Work to be completed: Pull out all lines from the listing below in which the word "index" appears.

Given information:
.....
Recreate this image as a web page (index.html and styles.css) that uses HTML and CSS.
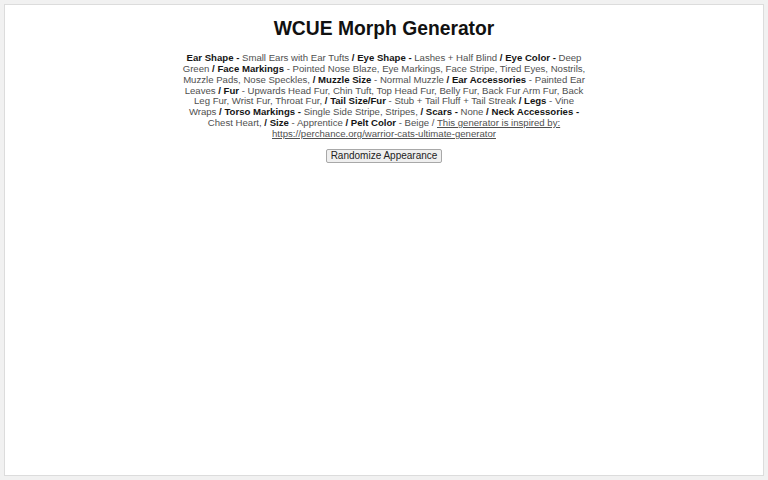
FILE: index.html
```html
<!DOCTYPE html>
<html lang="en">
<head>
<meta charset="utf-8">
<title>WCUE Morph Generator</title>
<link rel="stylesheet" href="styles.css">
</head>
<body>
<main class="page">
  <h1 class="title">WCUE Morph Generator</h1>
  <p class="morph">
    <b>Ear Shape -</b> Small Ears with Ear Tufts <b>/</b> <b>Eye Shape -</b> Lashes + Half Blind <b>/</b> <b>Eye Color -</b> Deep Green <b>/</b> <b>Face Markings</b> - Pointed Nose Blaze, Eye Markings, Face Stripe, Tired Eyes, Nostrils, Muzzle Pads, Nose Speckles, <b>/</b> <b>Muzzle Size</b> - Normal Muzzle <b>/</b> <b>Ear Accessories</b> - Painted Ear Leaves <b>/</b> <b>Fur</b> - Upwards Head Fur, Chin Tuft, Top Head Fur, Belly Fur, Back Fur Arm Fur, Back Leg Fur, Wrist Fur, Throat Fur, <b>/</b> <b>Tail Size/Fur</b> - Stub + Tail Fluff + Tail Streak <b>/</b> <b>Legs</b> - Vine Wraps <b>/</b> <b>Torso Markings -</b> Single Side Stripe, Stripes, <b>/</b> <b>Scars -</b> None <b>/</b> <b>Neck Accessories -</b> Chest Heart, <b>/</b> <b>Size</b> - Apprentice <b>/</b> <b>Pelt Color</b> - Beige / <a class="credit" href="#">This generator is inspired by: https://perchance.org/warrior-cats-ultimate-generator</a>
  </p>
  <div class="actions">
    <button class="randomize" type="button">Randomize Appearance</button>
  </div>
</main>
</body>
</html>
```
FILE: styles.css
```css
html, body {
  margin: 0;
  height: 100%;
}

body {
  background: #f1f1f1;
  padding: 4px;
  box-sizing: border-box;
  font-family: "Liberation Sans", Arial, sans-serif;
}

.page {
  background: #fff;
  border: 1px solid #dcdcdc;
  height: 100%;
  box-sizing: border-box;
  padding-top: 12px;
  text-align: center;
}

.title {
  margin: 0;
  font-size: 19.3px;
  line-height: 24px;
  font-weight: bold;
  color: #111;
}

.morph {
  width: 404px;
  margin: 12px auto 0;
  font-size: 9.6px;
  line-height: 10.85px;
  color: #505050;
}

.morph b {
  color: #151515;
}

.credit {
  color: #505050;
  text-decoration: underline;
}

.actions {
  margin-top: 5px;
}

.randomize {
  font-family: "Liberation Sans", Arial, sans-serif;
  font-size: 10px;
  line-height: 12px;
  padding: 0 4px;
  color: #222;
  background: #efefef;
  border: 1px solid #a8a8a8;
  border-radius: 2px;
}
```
.....
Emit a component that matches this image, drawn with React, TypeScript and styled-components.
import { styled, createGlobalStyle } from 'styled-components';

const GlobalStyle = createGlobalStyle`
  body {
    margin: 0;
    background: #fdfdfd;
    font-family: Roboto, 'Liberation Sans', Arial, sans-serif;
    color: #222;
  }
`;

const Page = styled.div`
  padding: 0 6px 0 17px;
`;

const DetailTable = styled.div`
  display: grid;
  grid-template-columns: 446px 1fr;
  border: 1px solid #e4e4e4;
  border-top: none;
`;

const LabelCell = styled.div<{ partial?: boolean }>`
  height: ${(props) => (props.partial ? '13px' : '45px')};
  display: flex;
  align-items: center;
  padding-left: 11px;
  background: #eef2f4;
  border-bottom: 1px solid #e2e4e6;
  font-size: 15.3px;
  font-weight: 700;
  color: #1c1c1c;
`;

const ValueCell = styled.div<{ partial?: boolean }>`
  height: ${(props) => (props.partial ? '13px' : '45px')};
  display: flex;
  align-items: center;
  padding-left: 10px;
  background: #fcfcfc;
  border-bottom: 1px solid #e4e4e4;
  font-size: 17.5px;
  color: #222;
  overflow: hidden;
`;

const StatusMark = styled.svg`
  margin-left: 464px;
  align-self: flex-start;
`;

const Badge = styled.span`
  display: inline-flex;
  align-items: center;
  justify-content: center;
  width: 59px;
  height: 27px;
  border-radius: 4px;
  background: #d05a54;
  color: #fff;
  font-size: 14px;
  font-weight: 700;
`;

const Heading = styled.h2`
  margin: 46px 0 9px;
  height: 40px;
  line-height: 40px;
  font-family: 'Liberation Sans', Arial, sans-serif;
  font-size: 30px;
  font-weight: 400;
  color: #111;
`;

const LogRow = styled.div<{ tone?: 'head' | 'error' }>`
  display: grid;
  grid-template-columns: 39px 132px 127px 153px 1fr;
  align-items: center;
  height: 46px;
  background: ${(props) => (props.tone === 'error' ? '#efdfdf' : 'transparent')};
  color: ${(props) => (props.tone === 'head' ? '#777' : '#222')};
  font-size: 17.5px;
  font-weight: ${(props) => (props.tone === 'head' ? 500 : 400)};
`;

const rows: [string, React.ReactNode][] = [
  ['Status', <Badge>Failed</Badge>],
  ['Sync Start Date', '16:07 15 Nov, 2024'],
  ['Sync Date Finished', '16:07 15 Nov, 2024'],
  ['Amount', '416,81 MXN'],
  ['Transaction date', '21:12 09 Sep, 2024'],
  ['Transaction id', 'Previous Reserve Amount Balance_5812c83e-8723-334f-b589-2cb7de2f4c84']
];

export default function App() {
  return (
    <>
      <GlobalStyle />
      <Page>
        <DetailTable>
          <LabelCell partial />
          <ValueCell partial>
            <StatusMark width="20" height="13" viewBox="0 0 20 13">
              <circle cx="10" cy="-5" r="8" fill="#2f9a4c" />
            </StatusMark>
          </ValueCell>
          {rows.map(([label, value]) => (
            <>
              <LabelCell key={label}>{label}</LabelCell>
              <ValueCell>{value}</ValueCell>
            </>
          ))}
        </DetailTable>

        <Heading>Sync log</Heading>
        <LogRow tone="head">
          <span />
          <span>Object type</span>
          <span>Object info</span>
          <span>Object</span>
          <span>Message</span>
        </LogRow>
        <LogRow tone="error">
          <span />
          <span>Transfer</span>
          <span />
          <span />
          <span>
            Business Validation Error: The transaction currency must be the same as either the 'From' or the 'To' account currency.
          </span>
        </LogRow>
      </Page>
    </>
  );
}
.....
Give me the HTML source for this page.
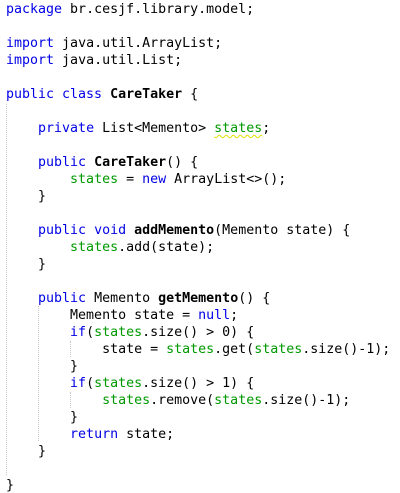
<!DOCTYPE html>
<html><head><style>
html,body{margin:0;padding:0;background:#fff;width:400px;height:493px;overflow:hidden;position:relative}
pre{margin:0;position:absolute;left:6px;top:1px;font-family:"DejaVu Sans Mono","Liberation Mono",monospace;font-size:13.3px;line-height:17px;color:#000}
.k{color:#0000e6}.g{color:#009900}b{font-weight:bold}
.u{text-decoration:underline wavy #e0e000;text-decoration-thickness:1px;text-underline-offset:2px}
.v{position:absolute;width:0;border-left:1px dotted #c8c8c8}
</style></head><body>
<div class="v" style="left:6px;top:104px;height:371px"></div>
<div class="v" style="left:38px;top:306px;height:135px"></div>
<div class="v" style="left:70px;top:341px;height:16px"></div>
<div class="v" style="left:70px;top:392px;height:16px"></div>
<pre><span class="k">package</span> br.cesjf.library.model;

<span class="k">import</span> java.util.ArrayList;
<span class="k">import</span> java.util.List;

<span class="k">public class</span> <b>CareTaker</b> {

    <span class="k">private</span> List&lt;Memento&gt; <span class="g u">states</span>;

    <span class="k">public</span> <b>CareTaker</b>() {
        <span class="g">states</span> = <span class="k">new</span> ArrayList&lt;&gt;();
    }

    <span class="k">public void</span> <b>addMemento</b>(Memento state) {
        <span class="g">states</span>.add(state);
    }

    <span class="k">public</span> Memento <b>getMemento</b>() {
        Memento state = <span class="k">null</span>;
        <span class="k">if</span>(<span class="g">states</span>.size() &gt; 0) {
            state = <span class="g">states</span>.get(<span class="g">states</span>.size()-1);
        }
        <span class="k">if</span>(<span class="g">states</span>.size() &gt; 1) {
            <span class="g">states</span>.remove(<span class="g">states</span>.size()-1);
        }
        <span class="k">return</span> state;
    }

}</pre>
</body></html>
.....
Result for this task:
Recreate this image as a web page (index.html and styles.css) that uses HTML and CSS.
FILE: index.html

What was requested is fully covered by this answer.